По архивными материалам можно составить сводную справку о деятельности его разведшколы. Но и это легко опровергается тем же доводом, который я привел Кыпсу: в школе работал какой-то другой советский агент.
Экспертное заключение о насильственной смерти Альфонса Ребане само по себе тоже ничего не значит.
Но если все эти документы будут собраны вместе, от них так просто не отмахнешься.
– Допустим, все эти документы мы получим, - подумав, сказал Док.
– Как их использовать?
К ответу на этот вопрос я был готов:
– Опубликовать. С фотокопиями. А где - найдем. Можно в русскоязычной газете "Эстония". Или в какой-нибудь другой. Это сенсация. Любой газетчик за нее ухватится. И вся Эстония будет до посинения спорить, Штирлиц Альфонс Ребане или не Штирлиц. Если национал-патриоты не полные идиоты, они отменят торжественное захоронение. Что и требуется доказать.
Док надолго замолчал. А потом сказал:
– А что, может сработать. Давай попробуем.
– И добавил: - Загадочная история. Думаю, в ней еще немало сюрпризов.
– Надеюсь, что нет, - сказал я.
– Куда уж больше!
Я ошибся. Главный сюрприз нас ждал впереди - на муниципальном кладбище южнобаварского города Аугсбург.
Было начало первого ночи, когда мы вышли из небольшого отеля "Хохбауэр" и по Фридхофштрассе, что означало улица Кладбищенская, направились вдоль высокой ограды из стальных пик, соединенных чем-то вроде гербов, к центральному входу кладбища. Слева тянулись одноэтажные строения похоронных контор и гранитных мастерских, светились стеклянные ангары оранжерей. Перед конторами возвышались самых разных форм стелы и надгробные памятники, пока безымянные и с открытой датой.
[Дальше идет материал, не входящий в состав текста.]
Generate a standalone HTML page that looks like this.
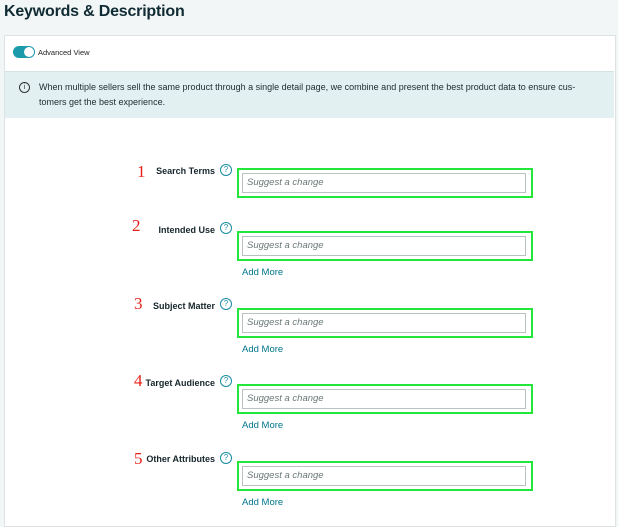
<!DOCTYPE html><html><head><style>
body{margin:0;width:618px;height:517px;overflow:hidden;background:#f3f6f6;font-family:"Liberation Sans",sans-serif;position:relative}
.a{position:absolute}
h1{position:absolute;left:4px;top:3px;margin:0;font-size:16px;font-weight:bold;color:#0f2b33;letter-spacing:-0.2px}
.panel{left:4px;top:35px;width:610px;height:490px;background:#fff;border:1px solid #dde2e2}
.info{left:5px;top:71px;width:609px;height:46px;background:#e2f0f2;border-top:1px solid #d5e2e4}
.info span{position:absolute;left:34px;top:8px;font-size:9px;line-height:15px;color:#1d2b30;white-space:nowrap}
.lbl{font-size:9px;font-weight:bold;color:#16262c;text-align:right;width:100px}
.q{width:10px;height:10px;border:1px solid #1a8ca0;border-radius:50%;font-size:8px;line-height:10px;text-align:center;color:#1a8ca0}
.num{color:#e8201a;font-size:17px;font-family:"Liberation Serif",serif}
.box{left:237px;width:292px;height:26px;border:2px solid #22e63a}
.box div{position:absolute;left:3px;top:3px;font-style:italic;font-size:9.5px;color:#6a7777;line-height:18px;padding-left:4px;box-sizing:border-box;width:284px;height:20px;border:1px solid #b8c2c2}
.add{left:242px;font-size:9.5px;color:#00758a}
</style></head><body>
<h1>Keywords &amp; Description</h1>
<div class="a panel"></div>
<div class="a" style="left:13px;top:46px;width:22px;height:12px;border-radius:6px;background:#1a9aaa"></div>
<div class="a" style="left:24px;top:47px;width:10px;height:10px;border-radius:50%;background:#fff"></div>
<div class="a" style="left:38px;top:48px;font-size:7.5px;color:#222">Advanced View</div>
<div class="a info"><div class="a" style="left:14px;top:10px;width:9px;height:9px;border:1px solid #333;border-radius:50%;font-size:7px;line-height:9px;text-align:center;color:#333">i</div><span>When multiple sellers sell the same product through a single detail page, we combine and present the best product data to ensure cus-<br>tomers get the best experience.</span></div>

<div class="a num" style="left:137px;top:162px">1</div>
<div class="a lbl" style="left:115px;top:166px">Search Terms</div>
<div class="a q" style="left:220px;top:164px">?</div>
<div class="a box" style="top:168px"><div>Suggest a change</div></div>

<div class="a num" style="left:132px;top:216px">2</div>
<div class="a lbl" style="left:115px;top:225px">Intended Use</div>
<div class="a q" style="left:220px;top:222px">?</div>
<div class="a box" style="top:231px"><div>Suggest a change</div></div>
<div class="a add" style="top:267px">Add More</div>

<div class="a num" style="left:134px;top:294px">3</div>
<div class="a lbl" style="left:115px;top:301px">Subject Matter</div>
<div class="a q" style="left:220px;top:298px">?</div>
<div class="a box" style="top:308px"><div>Suggest a change</div></div>
<div class="a add" style="top:344px">Add More</div>

<div class="a num" style="left:134px;top:371px">4</div>
<div class="a lbl" style="left:115px;top:378px">Target Audience</div>
<div class="a q" style="left:220px;top:375px">?</div>
<div class="a box" style="top:384px"><div>Suggest a change</div></div>
<div class="a add" style="top:420px">Add More</div>

<div class="a num" style="left:134px;top:449px">5</div>
<div class="a lbl" style="left:115px;top:454px">Other Attributes</div>
<div class="a q" style="left:220px;top:452px">?</div>
<div class="a box" style="top:461px"><div>Suggest a change</div></div>
<div class="a add" style="top:497px">Add More</div>
</body></html>
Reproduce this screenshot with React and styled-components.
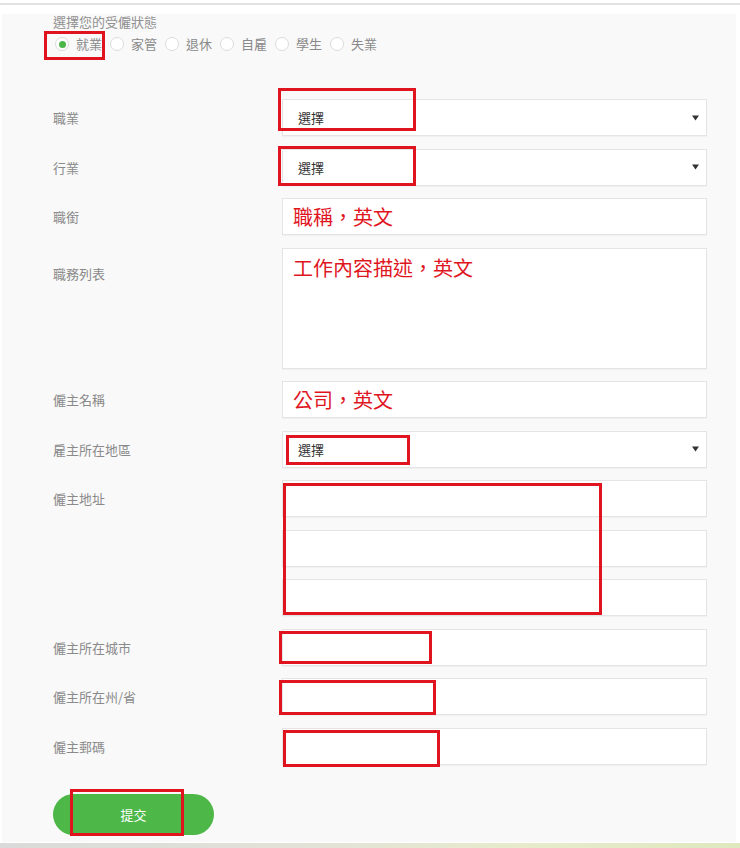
import React from 'react';
import styled, { createGlobalStyle } from 'styled-components';

const GlobalStyle = createGlobalStyle`
  html, body {
    margin: 0;
    padding: 0;
    background: #fff;
  }
  * { box-sizing: border-box; }
`;

const statuses = ['就業', '家管', '退休', '自雇', '學生', '失業'];

// red annotation boxes drawn over the screenshot
const marks = [
  { left: 44, top: 31, width: 61, height: 29 },
  { left: 278, top: 88, width: 138, height: 43 },
  { left: 278, top: 146, width: 138, height: 40 },
  { left: 286, top: 435, width: 124, height: 30 },
  { left: 283, top: 483, width: 319, height: 132 },
  { left: 279, top: 631, width: 153, height: 33 },
  { left: 279, top: 680, width: 157, height: 35 },
  { left: 283, top: 730, width: 157, height: 37 },
  { left: 70, top: 789, width: 114, height: 47 },
];

function Arrow() {
  return (
    <svg width="7" height="6" viewBox="0 0 7 6">
      <path d="M0 0.5 L7 0.5 L3.5 5.5 Z" fill="#333" />
    </svg>
  );
}

function Select() {
  return (
    <Field as="div">
      <SelectText>選擇</SelectText>
      <Arrow />
    </Field>
  );
}

export default function App() {
  return (
    <>
      <GlobalStyle />
      <Page>
        <TopRule />
        <Panel>
          <Title>選擇您的受僱狀態</Title>
          <RadioRow>
            {statuses.map((s, i) => (
              <RadioItem key={s}>
                <Radio checked={i === 0} />
                <RadioLabel>{s}</RadioLabel>
              </RadioItem>
            ))}
          </RadioRow>

          <Form>
            <Row>
              <Label>職業</Label>
              <Select />
            </Row>
            <Row>
              <Label>行業</Label>
              <Select />
            </Row>
            <Row>
              <Label>職銜</Label>
              <Field><Hint>職稱，英文</Hint></Field>
            </Row>
            <Row>
              <Label offset={7}>職務列表</Label>
              <Field tall><Hint top>工作內容描述，英文</Hint></Field>
            </Row>
            <Row>
              <Label>僱主名稱</Label>
              <Field><Hint>公司，英文</Hint></Field>
            </Row>
            <Row>
              <Label>雇主所在地區</Label>
              <Select />
            </Row>
            <Row>
              <Label>僱主地址</Label>
              <Stack>
                <Field />
                <Field />
                <Field />
              </Stack>
            </Row>
            <Row>
              <Label>僱主所在城市</Label>
              <Field />
            </Row>
            <Row>
              <Label>僱主所在州/省</Label>
              <Field />
            </Row>
            <Row>
              <Label>僱主郵碼</Label>
              <Field />
            </Row>
          </Form>

          <SubmitButton>提交</SubmitButton>
        </Panel>
        <BottomStrip />

        {marks.map((m, i) => (
          <Mark key={i} style={m} />
        ))}
      </Page>
    </>
  );
}

const Page = styled.div`
  position: relative;
  width: 740px;
  height: 848px;
  overflow: hidden;
  background: #fff;
  font-family: "Noto Sans CJK TC", "Noto Sans", sans-serif;
`;

const TopRule = styled.div`
  margin-top: 3px;
  height: 2px;
  background: #e2e2e2;
  margin-bottom: 9px;
`;

const Panel = styled.div`
  width: 734px;
  height: 828px;
  margin-left: 2px;
  background: #f9f9f9;
  padding: 0 0 0 51px;
`;

const Title = styled.div`
  font-size: 13px;
  line-height: 16px;
  color: #909090;
`;

const RadioRow = styled.div`
  display: flex;
  gap: 8px;
  margin-top: 4px;
  height: 20px;
  align-items: center;
  padding-left: 2px;
`;

const RadioItem = styled.label`
  display: flex;
  align-items: center;
  gap: 7px;
`;

const Radio = styled.span`
  width: 14px;
  height: 14px;
  border-radius: 50%;
  background: #fff;
  border: 1px solid #dcdcdc;
  display: flex;
  align-items: center;
  justify-content: center;
  &::after {
    content: '';
    width: 7px;
    height: 7px;
    border-radius: 50%;
    background: ${p => (p.checked ? '#4cb748' : 'transparent')};
  }
`;

const RadioLabel = styled.span`
  font-size: 13px;
  color: #8a8a8a;
  line-height: 16px;
`;

const Form = styled.div`
  margin-top: 45px;
  display: flex;
  flex-direction: column;
  gap: 12.5px;
`;

const Row = styled.div`
  display: grid;
  grid-template-columns: 229px 425px;
  align-items: start;
`;

const Label = styled.div`
  padding-top: ${p => p.offset || 0}px;
  font-size: 13px;
  line-height: 37px;
  color: #8a8a8a;
`;

const Stack = styled.div`
  display: flex;
  flex-direction: column;
  gap: 12.5px;
`;

const Field = styled.div`
  height: ${p => (p.tall ? '121px' : '37px')};
  background: #fff;
  border: 1px solid #e4e4e4;
  box-shadow: 0 1px 1px rgba(0, 0, 0, 0.03);
  display: flex;
  align-items: ${p => (p.tall ? 'flex-start' : 'center')};
  justify-content: space-between;
  padding: 0 7px 0 15px;
`;

const SelectText = styled.span`
  font-size: 13px;
  color: #333;
`;

const Hint = styled.span`
  margin-left: -5px;
  margin-top: ${p => (p.top ? '5px' : '0')};
  font-size: 20px;
  font-weight: 400;
  line-height: 28px;
  color: #e0161f;
`;

const SubmitButton = styled.button`
  margin-top: 29px;
  width: 161px;
  height: 41px;
  border: none;
  border-radius: 21px;
  background: #4db748;
  color: #fff;
  font-family: inherit;
  font-size: 13px;
  cursor: pointer;
`;

const BottomStrip = styled.div`
  margin-top: 1px;
  height: 6px;
  background: linear-gradient(90deg, #dadada 0%, #e2e2d8 40%, #e7ebcc 70%, #dfe8bf 100%);
`;

const Mark = styled.div`
  position: absolute;
  border: 3px solid #e0141e;
  pointer-events: none;
`;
В одной из этих контор мы утром выбирали гроб. Оказывается, самые дорогие элитные гробы делают не из мореного дуба, а из вишневого дерева. И высшим классом считается дерево, источенное какими-то древесными жучками. Поверхность получается не гладкой, а как бы с тиснением, и весь гроб кажется сделанным словно бы из темно-вишневой кожи. На ней очень эффектно смотрятся литые позолоченные ручки, такие же металлические венки на верхней крышке и фигурные струбцины, которыми верхняя крышка прижимается к гробу вместо плебейских гвоздей.
Выбор гроба мы предоставили Томасу как лицу некоторым образом кровно заинтересованному. Когда мы вылетали из Таллина, он еще не вполне проспался, но уже в Мюнхене выглядел бодрячком, а по дороге из Мюнхена до Аугсбурга и вовсе оживился, восхищенно рассматривал аккуратные, словно кукольные, немецкие деревушки и городки в удалении от трассы, заснеженные альпийские склоны. И лишь в придорожном кафе при "Интертанке", где таксист остановился заправиться, при виде стойки бара и стеллажа с бутылками Томас помрачнел и в его голубых глазах появилось коровье уныние.